What the task asks:
From the entries below, gather each line containing the word "TypeScript".

[Some records]
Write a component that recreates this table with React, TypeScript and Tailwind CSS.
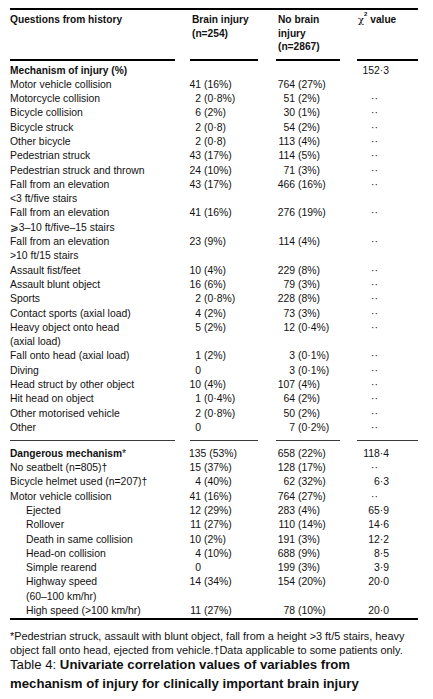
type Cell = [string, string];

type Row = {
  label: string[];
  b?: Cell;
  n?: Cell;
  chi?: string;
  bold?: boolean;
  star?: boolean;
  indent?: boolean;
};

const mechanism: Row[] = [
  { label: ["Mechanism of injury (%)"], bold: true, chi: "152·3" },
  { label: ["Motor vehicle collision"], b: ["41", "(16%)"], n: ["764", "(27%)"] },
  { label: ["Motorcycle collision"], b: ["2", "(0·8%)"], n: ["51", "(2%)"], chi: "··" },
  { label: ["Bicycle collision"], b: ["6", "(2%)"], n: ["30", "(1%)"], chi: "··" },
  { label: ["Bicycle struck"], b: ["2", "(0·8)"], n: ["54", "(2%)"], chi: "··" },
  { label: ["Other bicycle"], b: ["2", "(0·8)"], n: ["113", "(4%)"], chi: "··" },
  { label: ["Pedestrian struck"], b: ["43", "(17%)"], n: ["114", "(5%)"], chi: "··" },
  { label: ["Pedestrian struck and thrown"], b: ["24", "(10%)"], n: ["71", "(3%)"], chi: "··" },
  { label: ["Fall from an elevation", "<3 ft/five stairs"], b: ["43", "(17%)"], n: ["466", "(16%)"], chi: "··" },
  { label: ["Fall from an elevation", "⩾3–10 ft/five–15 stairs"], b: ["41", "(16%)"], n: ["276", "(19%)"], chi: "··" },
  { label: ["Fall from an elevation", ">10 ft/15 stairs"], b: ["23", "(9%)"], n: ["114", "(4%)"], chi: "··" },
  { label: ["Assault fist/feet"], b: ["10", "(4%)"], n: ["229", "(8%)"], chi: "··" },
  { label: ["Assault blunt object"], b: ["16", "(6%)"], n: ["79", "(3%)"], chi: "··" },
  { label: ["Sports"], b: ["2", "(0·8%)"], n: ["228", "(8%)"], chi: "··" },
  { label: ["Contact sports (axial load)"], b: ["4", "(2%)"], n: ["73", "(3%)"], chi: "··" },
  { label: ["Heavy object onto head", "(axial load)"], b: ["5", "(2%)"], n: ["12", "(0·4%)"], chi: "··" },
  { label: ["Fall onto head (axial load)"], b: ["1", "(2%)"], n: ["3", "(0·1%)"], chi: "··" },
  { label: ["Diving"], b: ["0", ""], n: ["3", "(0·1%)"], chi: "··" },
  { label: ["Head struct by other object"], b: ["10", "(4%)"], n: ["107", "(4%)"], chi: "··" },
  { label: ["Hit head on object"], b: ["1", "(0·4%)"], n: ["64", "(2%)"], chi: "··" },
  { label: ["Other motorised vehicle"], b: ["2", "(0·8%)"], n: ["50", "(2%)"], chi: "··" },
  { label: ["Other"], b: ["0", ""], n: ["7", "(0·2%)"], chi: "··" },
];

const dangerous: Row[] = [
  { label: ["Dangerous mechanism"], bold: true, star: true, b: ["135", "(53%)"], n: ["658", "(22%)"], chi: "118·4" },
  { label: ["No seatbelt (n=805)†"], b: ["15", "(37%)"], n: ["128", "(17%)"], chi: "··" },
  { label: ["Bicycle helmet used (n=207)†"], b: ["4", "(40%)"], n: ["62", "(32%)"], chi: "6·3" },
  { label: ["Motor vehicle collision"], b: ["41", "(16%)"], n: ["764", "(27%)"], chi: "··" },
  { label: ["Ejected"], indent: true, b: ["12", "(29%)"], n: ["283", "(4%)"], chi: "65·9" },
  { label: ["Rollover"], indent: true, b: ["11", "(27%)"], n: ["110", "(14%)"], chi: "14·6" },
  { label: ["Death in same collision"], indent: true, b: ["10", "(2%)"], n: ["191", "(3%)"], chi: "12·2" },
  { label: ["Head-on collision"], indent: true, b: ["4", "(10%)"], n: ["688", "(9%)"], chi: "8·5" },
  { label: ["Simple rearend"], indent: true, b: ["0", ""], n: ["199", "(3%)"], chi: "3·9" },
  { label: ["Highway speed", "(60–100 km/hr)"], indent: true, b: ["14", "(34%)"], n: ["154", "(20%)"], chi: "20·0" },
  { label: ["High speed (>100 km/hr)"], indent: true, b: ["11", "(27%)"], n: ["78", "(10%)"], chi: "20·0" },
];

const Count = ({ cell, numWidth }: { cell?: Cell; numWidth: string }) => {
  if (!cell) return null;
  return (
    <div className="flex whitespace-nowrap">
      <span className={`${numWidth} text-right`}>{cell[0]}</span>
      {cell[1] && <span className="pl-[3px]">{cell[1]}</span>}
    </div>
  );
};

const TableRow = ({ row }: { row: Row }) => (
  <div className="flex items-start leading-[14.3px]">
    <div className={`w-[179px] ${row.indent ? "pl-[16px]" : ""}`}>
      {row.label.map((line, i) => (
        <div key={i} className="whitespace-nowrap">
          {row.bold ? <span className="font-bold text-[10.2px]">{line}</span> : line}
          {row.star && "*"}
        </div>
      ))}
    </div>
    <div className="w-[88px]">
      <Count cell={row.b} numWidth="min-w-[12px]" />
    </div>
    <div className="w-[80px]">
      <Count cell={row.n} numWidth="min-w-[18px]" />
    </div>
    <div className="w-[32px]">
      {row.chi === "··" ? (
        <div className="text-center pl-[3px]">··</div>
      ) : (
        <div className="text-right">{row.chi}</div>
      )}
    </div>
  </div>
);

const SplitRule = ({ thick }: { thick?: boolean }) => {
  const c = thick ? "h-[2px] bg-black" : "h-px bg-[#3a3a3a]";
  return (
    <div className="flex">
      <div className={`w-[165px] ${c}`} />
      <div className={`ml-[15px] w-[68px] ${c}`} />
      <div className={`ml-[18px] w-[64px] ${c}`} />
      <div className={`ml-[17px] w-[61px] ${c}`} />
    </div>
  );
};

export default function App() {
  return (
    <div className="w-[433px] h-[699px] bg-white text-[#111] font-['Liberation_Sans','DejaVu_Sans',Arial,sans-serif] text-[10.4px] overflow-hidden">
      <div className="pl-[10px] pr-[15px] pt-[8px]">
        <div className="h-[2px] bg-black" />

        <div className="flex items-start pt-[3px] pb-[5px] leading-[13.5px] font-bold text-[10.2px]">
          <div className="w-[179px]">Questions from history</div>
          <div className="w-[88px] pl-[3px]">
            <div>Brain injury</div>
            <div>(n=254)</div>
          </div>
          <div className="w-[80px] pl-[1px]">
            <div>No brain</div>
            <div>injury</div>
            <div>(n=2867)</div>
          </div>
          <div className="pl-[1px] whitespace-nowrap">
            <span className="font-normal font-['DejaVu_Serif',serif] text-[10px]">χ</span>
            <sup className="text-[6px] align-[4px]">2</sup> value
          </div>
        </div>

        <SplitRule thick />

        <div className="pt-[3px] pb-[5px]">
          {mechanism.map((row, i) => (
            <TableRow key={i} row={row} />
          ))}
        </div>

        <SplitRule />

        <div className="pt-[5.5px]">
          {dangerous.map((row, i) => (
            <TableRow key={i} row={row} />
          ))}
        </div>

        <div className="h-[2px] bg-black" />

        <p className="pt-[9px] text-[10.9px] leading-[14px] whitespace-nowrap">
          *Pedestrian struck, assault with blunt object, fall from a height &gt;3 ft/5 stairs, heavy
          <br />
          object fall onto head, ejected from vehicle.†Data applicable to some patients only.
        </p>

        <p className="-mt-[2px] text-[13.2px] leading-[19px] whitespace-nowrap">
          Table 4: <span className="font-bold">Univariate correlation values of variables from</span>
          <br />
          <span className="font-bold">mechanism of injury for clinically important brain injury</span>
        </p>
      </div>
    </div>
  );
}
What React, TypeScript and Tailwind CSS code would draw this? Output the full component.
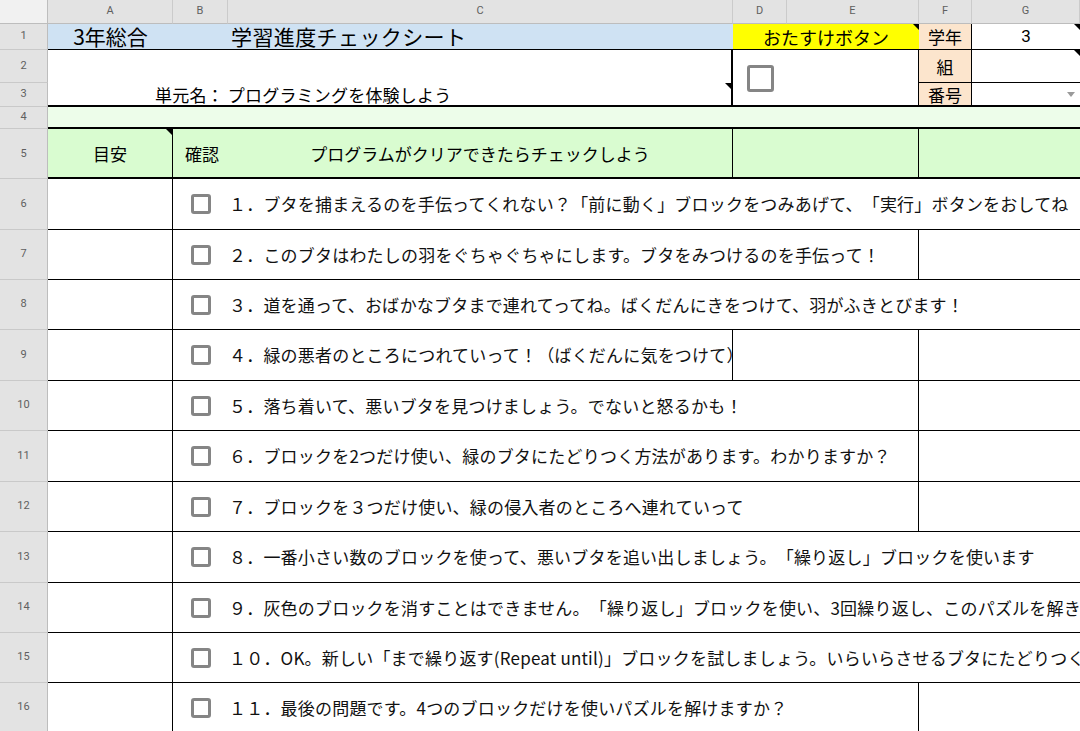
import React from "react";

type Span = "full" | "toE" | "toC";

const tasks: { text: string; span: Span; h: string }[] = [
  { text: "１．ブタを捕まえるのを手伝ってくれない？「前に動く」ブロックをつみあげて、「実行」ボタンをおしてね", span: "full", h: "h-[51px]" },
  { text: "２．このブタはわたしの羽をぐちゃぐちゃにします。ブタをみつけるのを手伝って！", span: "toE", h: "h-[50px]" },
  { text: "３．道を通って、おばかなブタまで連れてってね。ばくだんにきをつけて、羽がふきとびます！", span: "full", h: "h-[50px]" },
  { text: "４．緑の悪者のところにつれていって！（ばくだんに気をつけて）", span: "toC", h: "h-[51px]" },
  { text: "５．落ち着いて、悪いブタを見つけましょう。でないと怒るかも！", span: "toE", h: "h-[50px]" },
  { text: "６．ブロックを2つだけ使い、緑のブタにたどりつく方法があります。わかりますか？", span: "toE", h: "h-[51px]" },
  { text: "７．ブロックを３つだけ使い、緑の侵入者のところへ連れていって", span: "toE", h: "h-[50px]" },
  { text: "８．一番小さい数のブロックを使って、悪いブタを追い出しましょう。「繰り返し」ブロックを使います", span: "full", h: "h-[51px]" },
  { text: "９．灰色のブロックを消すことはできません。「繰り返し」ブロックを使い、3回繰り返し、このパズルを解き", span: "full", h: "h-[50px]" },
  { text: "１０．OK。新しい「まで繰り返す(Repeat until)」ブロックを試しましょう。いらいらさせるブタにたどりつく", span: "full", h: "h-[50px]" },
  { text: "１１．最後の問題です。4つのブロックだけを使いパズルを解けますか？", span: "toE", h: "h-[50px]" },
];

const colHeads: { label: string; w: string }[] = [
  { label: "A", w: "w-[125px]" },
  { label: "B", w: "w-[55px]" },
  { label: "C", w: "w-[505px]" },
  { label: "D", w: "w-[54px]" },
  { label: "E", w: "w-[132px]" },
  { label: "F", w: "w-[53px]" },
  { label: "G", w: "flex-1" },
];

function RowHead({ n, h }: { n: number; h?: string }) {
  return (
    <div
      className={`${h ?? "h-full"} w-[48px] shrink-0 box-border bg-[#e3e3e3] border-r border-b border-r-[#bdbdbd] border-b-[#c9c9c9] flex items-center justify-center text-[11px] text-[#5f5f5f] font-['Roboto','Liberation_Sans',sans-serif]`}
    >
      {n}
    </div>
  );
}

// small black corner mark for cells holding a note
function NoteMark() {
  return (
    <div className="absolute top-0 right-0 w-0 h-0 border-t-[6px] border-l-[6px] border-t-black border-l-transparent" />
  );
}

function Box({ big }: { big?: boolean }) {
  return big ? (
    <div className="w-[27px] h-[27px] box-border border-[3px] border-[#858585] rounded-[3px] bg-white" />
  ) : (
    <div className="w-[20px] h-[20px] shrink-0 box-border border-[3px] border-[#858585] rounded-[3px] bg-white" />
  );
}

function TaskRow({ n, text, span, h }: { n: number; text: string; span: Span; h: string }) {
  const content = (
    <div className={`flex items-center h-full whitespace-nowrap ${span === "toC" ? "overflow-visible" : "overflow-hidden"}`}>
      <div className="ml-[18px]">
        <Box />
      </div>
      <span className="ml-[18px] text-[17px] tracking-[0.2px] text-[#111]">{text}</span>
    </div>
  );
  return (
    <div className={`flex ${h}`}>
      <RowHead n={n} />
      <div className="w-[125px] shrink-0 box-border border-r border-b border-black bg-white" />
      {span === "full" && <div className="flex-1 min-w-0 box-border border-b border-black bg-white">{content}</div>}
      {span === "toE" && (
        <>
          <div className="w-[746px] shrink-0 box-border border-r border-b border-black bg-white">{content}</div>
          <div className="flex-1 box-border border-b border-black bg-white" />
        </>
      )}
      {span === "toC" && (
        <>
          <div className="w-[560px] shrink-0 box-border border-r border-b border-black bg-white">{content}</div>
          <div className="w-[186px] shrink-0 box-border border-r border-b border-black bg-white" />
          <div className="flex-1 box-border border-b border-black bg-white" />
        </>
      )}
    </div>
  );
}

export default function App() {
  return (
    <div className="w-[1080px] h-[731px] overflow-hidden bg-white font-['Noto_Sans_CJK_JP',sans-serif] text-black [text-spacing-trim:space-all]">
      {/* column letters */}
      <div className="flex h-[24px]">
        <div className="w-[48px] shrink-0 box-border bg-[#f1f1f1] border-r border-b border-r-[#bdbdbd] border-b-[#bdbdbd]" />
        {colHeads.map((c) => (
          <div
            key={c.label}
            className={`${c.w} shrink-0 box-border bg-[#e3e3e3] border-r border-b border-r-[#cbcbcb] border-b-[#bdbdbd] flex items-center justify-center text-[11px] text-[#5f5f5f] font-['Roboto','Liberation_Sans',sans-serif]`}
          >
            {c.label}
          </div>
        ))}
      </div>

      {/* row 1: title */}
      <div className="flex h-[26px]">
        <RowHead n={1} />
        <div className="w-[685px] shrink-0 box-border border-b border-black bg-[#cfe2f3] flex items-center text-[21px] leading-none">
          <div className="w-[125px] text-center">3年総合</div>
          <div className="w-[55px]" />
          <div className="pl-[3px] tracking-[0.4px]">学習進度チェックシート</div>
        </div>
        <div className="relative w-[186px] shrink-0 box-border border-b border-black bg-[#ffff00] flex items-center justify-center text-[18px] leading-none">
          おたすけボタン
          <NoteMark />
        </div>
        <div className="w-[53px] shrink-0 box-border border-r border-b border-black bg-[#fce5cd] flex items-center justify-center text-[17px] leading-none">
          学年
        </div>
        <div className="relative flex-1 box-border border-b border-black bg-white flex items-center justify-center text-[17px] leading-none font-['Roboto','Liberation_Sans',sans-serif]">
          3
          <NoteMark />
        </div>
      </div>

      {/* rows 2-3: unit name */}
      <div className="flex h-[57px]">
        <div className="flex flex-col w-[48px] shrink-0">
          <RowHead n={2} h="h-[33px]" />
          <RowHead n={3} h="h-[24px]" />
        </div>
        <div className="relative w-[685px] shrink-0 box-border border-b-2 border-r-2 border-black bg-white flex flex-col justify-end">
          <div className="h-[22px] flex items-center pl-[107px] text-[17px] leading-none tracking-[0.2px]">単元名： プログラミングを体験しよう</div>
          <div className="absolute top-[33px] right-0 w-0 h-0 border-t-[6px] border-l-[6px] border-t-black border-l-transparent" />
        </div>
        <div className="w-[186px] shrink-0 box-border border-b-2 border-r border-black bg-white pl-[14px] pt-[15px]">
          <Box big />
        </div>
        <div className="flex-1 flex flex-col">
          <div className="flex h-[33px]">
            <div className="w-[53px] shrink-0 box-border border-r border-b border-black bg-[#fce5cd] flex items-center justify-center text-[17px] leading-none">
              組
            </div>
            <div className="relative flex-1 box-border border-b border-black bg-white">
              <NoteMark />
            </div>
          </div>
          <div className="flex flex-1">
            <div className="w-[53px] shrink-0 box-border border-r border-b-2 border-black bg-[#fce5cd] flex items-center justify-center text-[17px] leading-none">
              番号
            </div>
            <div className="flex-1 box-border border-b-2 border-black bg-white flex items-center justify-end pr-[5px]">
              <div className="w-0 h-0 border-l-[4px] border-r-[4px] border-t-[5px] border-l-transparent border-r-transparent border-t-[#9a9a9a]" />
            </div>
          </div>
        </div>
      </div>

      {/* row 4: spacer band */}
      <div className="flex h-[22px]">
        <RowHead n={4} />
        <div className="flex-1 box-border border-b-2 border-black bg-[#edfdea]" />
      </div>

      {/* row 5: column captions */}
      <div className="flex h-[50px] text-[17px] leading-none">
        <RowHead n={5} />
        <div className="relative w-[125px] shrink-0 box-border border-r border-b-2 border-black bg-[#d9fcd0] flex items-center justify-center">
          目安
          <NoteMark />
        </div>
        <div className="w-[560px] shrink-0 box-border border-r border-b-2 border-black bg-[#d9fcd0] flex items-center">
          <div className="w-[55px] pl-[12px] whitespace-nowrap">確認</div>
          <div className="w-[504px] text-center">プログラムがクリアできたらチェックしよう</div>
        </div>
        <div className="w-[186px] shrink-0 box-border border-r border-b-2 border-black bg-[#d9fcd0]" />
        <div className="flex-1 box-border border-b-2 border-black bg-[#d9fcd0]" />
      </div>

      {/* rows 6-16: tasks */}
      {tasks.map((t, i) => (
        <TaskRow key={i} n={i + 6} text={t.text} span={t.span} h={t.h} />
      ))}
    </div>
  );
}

Complete response:
Write a component that recreates this table with React, TypeScript and Tailwind CSS.
What React, TypeScript and Tailwind CSS code would draw this? Output the full component.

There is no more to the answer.